Exfoliation is an essential part of any skincare routine as it keeps your skin looking soft, smooth and radiant. As you age, your skin’s natural exfoliation process slows down and you can be left with dull and rough looking skin that enhances the appearance of fine lines and wrinkles. Enter acids! So which acid is right for you – mandelic acid vs lactic acid?
Chemical exfoliants increase the rate that your skin naturally exfoliates itself. They do this by breaking down the bonds that hold your dead skin cells together which makes it easier for them to be shed from the surface of your skin.
There are three main types of chemical exfoliant; alpha-hydroxy acids (AHAs), beta-hydroxy acids (BHAs), and polyhydroxy acids (PHAs).
Mandelic acid is an AHA made from bitter almond extracts. It has a high molecular weight (large molecule) which means that it penetrates your skin more slowly than other AHAs like glycolic acid and lactic acid.
There are a number of ways that mandelic acid can benefit your skin, including:
- Treating existing acne
- Preventing new acne
- Controlling oil production
- Exfoliating your skin
- Boosting collagen production to improve fine lines and wrinkles
- Hydrating skin
- Reducing hyperpigmentation/dark marks
- Preventing bacteria growth
- Reducing inflammation
As it is quite gentle, mandelic acid sometimes needs to be combined with other AHAs or BHAs to increase its effectiveness. However, on its own it’s a great option for sensitive skin.
Lactic acid is an alpha-hydroxy acid (AHA) that’s made from the sugars found in milk (lactose). It is naturally present in your skin as part of your natural moisturizing factors (NMFs). NMFs act as humectants to draw water into your skin cells which means that they’re excellent for increasing the moisture content of your skin.
Lactic acid is generally less irritating than glycolic acid (depending on product formulation) and, due to its hydrating properties, may be more suitable if you have drier skin.
The main benefit of AHAs, like lactic acid, is that they help exfoliate your skin. It’s thought that they do this by removing the calcium ions from the bonds that hold your dead skin cells together which weakens them and allows exfoliation to take place.
Lactic acid also helps to:
- Improve fine lines and wrinkles
- Improve skin texture
- Brighten skin
- Reduce enlarged pores
Mandelic Acid vs Lactic Acid
There isn’t a huge difference between mandelic acid vs lactic acid. They’re both AHA’s and will have a similar effect on your skin. However, mandelic acid may be more suitable for you if you have particularly sensitive skin while lactic acid is probably the better choice if you have drier skin.

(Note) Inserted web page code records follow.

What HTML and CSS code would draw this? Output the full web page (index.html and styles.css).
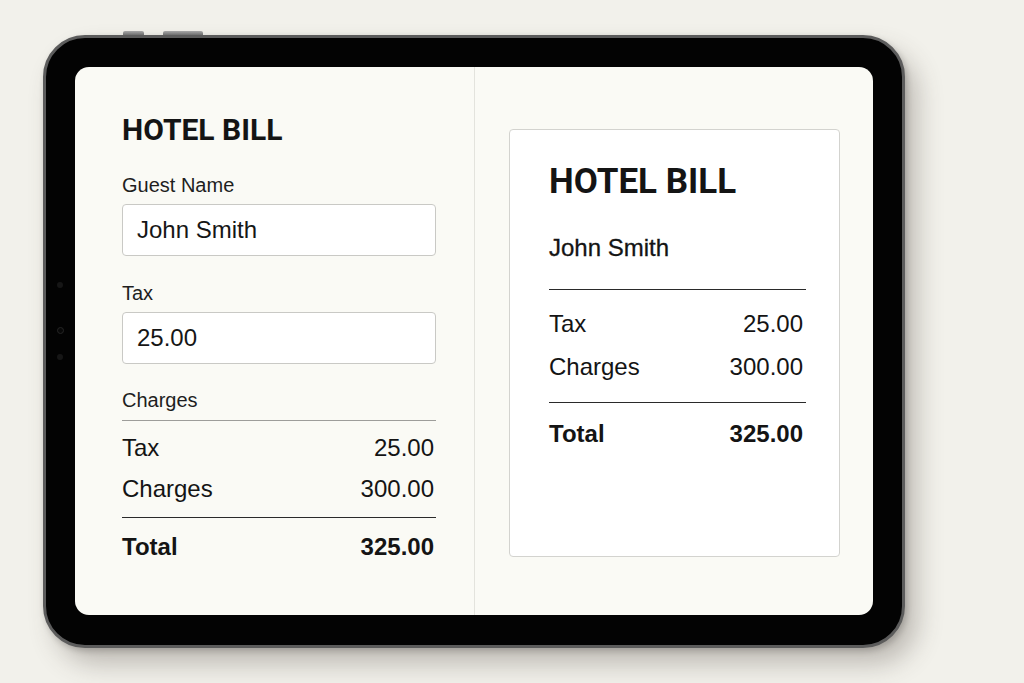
FILE: index.html
```html
<!DOCTYPE html>
<html lang="en">
<head>
<meta charset="utf-8">
<title>Hotel Bill</title>
<link rel="stylesheet" href="styles.css">
</head>
<body>
  <div class="tablet">
    <span class="btn btn-a"></span>
    <span class="btn btn-b"></span>
    <span class="sensor sensor-1"></span>
    <span class="sensor sensor-2"></span>
    <span class="sensor sensor-3"></span>
    <div class="screen">
      <section class="editor">
        <h1 class="title">HOTEL BILL</h1>
        <label class="label">Guest Name</label>
        <div class="input">John Smith</div>
        <label class="label">Tax</label>
        <div class="input">25.00</div>
        <div class="label label-charges">Charges</div>
        <div class="rule rule-light"></div>
        <div class="row"><span>Tax</span><span>25.00</span></div>
        <div class="row"><span>Charges</span><span>300.00</span></div>
        <div class="rule rule-dark"></div>
        <div class="row row-total"><span>Total</span><span>325.00</span></div>
      </section>
      <section class="preview">
        <div class="card">
          <h2 class="card-title">HOTEL BILL</h2>
          <div class="card-name">John Smith</div>
          <div class="rule rule-dark card-rule-top"></div>
          <div class="card-row"><span>Tax</span><span>25.00</span></div>
          <div class="card-row"><span>Charges</span><span>300.00</span></div>
          <div class="rule rule-dark card-rule-mid"></div>
          <div class="card-row card-total"><span>Total</span><span>325.00</span></div>
        </div>
      </section>
    </div>
  </div>
</body>
</html>
```

FILE: styles.css
```css
html, body {
  margin: 0;
  padding: 0;
}

body {
  width: 1024px;
  height: 683px;
  overflow: hidden;
  background: #f2f1eb;
  font-family: "Liberation Sans", Arial, sans-serif;
  color: #141414;
  padding: 35px 0 0 43px;
  box-sizing: border-box;
}

/* device body */
.tablet {
  position: relative;
  width: 862px;
  height: 613px;
  box-sizing: border-box;
  padding: 29px 29px 30px 29px;
  background: #030303;
  border: 3px solid #5c5c5c;
  border-radius: 42px;
  box-shadow: 12px 16px 26px rgba(70, 58, 52, 0.30), 2px 3px 6px rgba(0, 0, 0, 0.2);
}

.btn {
  position: absolute;
  top: -7px;
  height: 4px;
  background: linear-gradient(#a8a8a8, #6e6e6e);
  border-radius: 2px 2px 0 0;
}
.btn-a { left: 77px; width: 21px; }
.btn-b { left: 117px; width: 40px; }

.sensor {
  position: absolute;
  left: 11px;
  width: 6px;
  height: 6px;
  border-radius: 50%;
  background: #161616;
}
.sensor-1 { top: 244px; }
.sensor-2 { top: 289px; background: #080808; border: 1px solid #262626; width: 5px; height: 5px; }
.sensor-3 { top: 316px; }

/* display */
.screen {
  display: grid;
  grid-template-columns: 400px 1fr;
  height: 100%;
  background: #fafaf5;
  border-radius: 14px;
  overflow: hidden;
}

.editor {
  padding: 45px 38px 0 47px;
  border-right: 1px solid #e3e3dd;
  display: flex;
  flex-direction: column;
}

.title {
  margin: 0;
  font-family: Roboto, "Liberation Sans", sans-serif;
  font-size: 30px;
  line-height: 36px;
  font-weight: 700;
}

.label {
  display: block;
  font-size: 20px;
  line-height: 24px;
  color: #1e1e1e;
  margin-top: 25px;
}

.input {
  margin-top: 7px;
  height: 52px;
  box-sizing: border-box;
  padding: 0 14px;
  display: flex;
  align-items: center;
  background: #ffffff;
  border: 1px solid #c9c9c5;
  border-radius: 4px;
  font-size: 24px;
  color: #161616;
}

.label-charges { margin-top: 24px; }

.rule { height: 1px; }
.rule-light { background: #9d9d9a; margin-top: 8px; }
.rule-dark { background: #2a2a2a; }

.row {
  display: flex;
  justify-content: space-between;
  font-size: 24px;
  line-height: 41px;
  padding-right: 2px;
}
.editor .rule-light + .row { margin-top: 6px; }
.editor .rule-dark { margin-top: 8px; }
.row-total {
  font-weight: 700;
  margin-top: 8px;
}

/* printed preview */
.preview {
  padding: 62px 33px 0 34px;
}

.card {
  height: 428px;
  box-sizing: border-box;
  background: #ffffff;
  border: 1px solid #d3d3cf;
  border-radius: 4px;
  padding: 31px 33px 0 39px;
}

.card-title {
  margin: 0;
  font-family: Roboto, "Liberation Sans", sans-serif;
  font-size: 35px;
  line-height: 42px;
  font-weight: 700;
}

.card-name {
  margin-top: 30px;
  font-size: 24px;
  line-height: 30px;
  -webkit-text-stroke: 0.3px #141414;
}

.card-rule-top { margin-top: 26px; }

.card-row {
  display: flex;
  justify-content: space-between;
  font-size: 24px;
  line-height: 43px;
  padding-right: 3px;
}
.card-rule-top + .card-row { margin-top: 12px; }
.card-rule-mid { margin-top: 14px; }
.card-total {
  font-weight: 700;
  margin-top: 9px;
}
```
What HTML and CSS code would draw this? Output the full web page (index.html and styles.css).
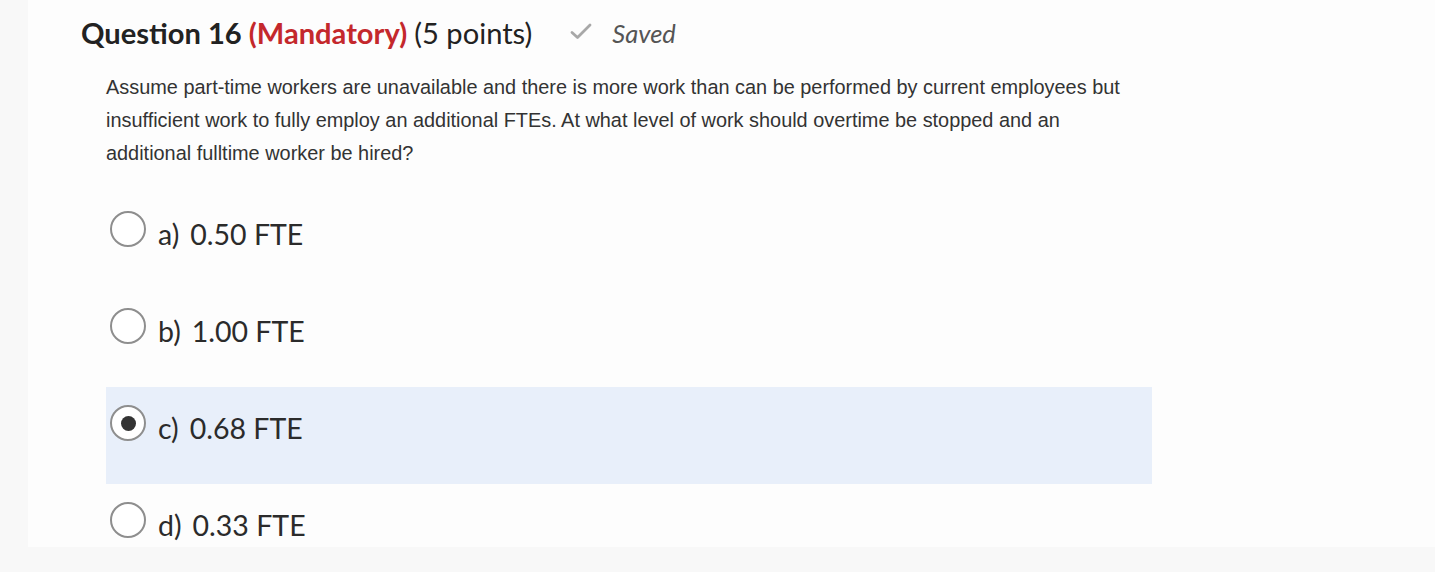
FILE: index.html
```html
<!DOCTYPE html>
<html>
<head>
<meta charset="utf-8">
<link rel="stylesheet" href="styles.css">
</head>
<body>
<div class="page">
  <div class="panel">
    <div class="qhead">
      <h2 class="qtitle">Question 16 <span class="mand">(Mandatory)</span> <span class="pts">(5 points)</span></h2>
      <div class="saved">
        <svg class="check" width="22" height="17" viewBox="0 0 22 17"><path d="M2 9.5 L7.5 14.5 L20 2" fill="none" stroke="#a8a8a8" stroke-width="2.8" stroke-linecap="round" stroke-linejoin="round"/></svg>
        <span class="savedtxt">Saved</span>
      </div>
    </div>
    <p class="qtext">Assume part-time workers are unavailable and there is more work than can be performed by current employees but insufficient work to fully employ an additional FTEs. At what level of work should overtime be stopped and an additional fulltime worker be hired?</p>
    <div class="options">
      <div class="opt"><span class="radio"></span><span class="letter">a)</span><span class="val">0.50 FTE</span></div>
      <div class="opt"><span class="radio"></span><span class="letter">b)</span><span class="val">1.00 FTE</span></div>
      <div class="opt selected"><span class="radio on"></span><span class="letter">c)</span><span class="val">0.68 FTE</span></div>
      <div class="opt"><span class="radio"></span><span class="letter">d)</span><span class="val">0.33 FTE</span></div>
    </div>
  </div>
</div>
</body>
</html>
```
FILE: styles.css
```css
html, body {
  margin: 0;
  padding: 0;
  background: #f8f8f8;
}
.page {
  padding-left: 28px;
  height: 572px;
  overflow: hidden;
}
.panel {
  background: #fdfdfd;
  height: 547px;
  padding-left: 53px;
  box-sizing: border-box;
  overflow: hidden;
}
.qhead {
  display: flex;
  align-items: center;
  padding-top: 15px;
  height: 36px;
}
.qtitle {
  margin: 0;
  font-family: Lato, sans-serif;
  font-size: 29.1px;
  font-weight: 700;
  color: #222;
  line-height: 36px;
  white-space: nowrap;
}
.mand {
  color: #c4282c;
}
.pts {
  font-weight: 400;
}
.saved {
  display: flex;
  align-items: center;
  margin-left: 38px;
}
.check {
  display: block;
  margin-top: -3px;
}
.savedtxt {
  margin-left: 20px;
  font-family: Lato, sans-serif;
  font-style: italic;
  font-size: 25.5px;
  color: #555;
}
.qtext {
  margin: 20px 0 0 25px;
  width: 1030px;
  font-family: "Liberation Sans", Arial, sans-serif;
  font-size: 19.9px;
  line-height: 33px;
  color: #333;
}
.options {
  margin-top: 23px;
  margin-left: 25px;
  width: 1046px;
}
.opt {
  display: flex;
  align-items: flex-start;
  height: 97px;
  box-sizing: border-box;
  padding-top: 18px;
  padding-left: 4px;
  font-family: Lato, sans-serif;
  font-size: 28.5px;
  line-height: 46px;
  color: #2b2b2b;
}
.opt.selected {
  background: #e8effa;
}
.radio {
  width: 32px;
  height: 32px;
  border: 2px solid #8e8e8e;
  border-radius: 50%;
  background: #fff;
  box-sizing: content-box;
  position: relative;
  flex: none;
}
.radio.on::after {
  content: "";
  position: absolute;
  left: 8.5px;
  top: 8.5px;
  width: 15px;
  height: 15px;
  border-radius: 50%;
  background: #333;
}
.letter {
  margin-left: 12px;
}
.val {
  margin-left: 11px;
}
```
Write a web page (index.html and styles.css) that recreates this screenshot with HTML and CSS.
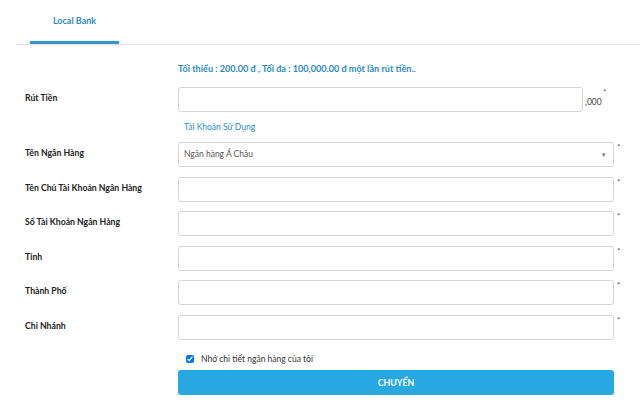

As mandelic acid helps to control oiliness, it’s also a great option if you’re prone to acne – particularly if you find salicylic acid to be too harsh and/or drying for your skin.
Research suggests that mandelic acid was equally as effective at treating acne as salicylic acid but caused less irritation.
How To Use Mandelic Acid vs Lactic Acid
Both mandelic acid and lactic acid should be applied to dry skin a maximum of three times per week to avoid irritation. If your skin isn’t particularly sensitive then you can use both exfoliants together, although it’s better to use a multi-ingredient product than to layer mandelic acid and lactic acid yourself.
You may be able to use acids more frequently if they’re in a multi-active serum or cleanser as multi-active products are usually tested for irritation potential and designed to be used daily while cleansers are rinsed off (acting as short-contact therapy).
AHAs, like mandelic acid and lactic acid, increase your skin’s sensitivity to the sun which means that daily sunscreen use is essential to avoid damaging your skin. It also makes them better suited to nighttime use as well, especially as that’s also when your skin’s natural exfoliation process is at its highest.
Summary – Mandelic Acid vs Salicylic Acid
Mandelic acid and lactic acid are both chemical exfoliants that can help improve skin texture, hyperpigmentation, and fine lines and wrinkles.. Mandelic acid tends to be gentler than lactic acid and is suitable for sensitive skin but lactic acid tends to be more hydrating and better suited to drier skin. However, if your skin isn’t particularly sensitive you may be able to combine the two ingredients together. In fact, mandelic acid often requires a little helping hand from other acids.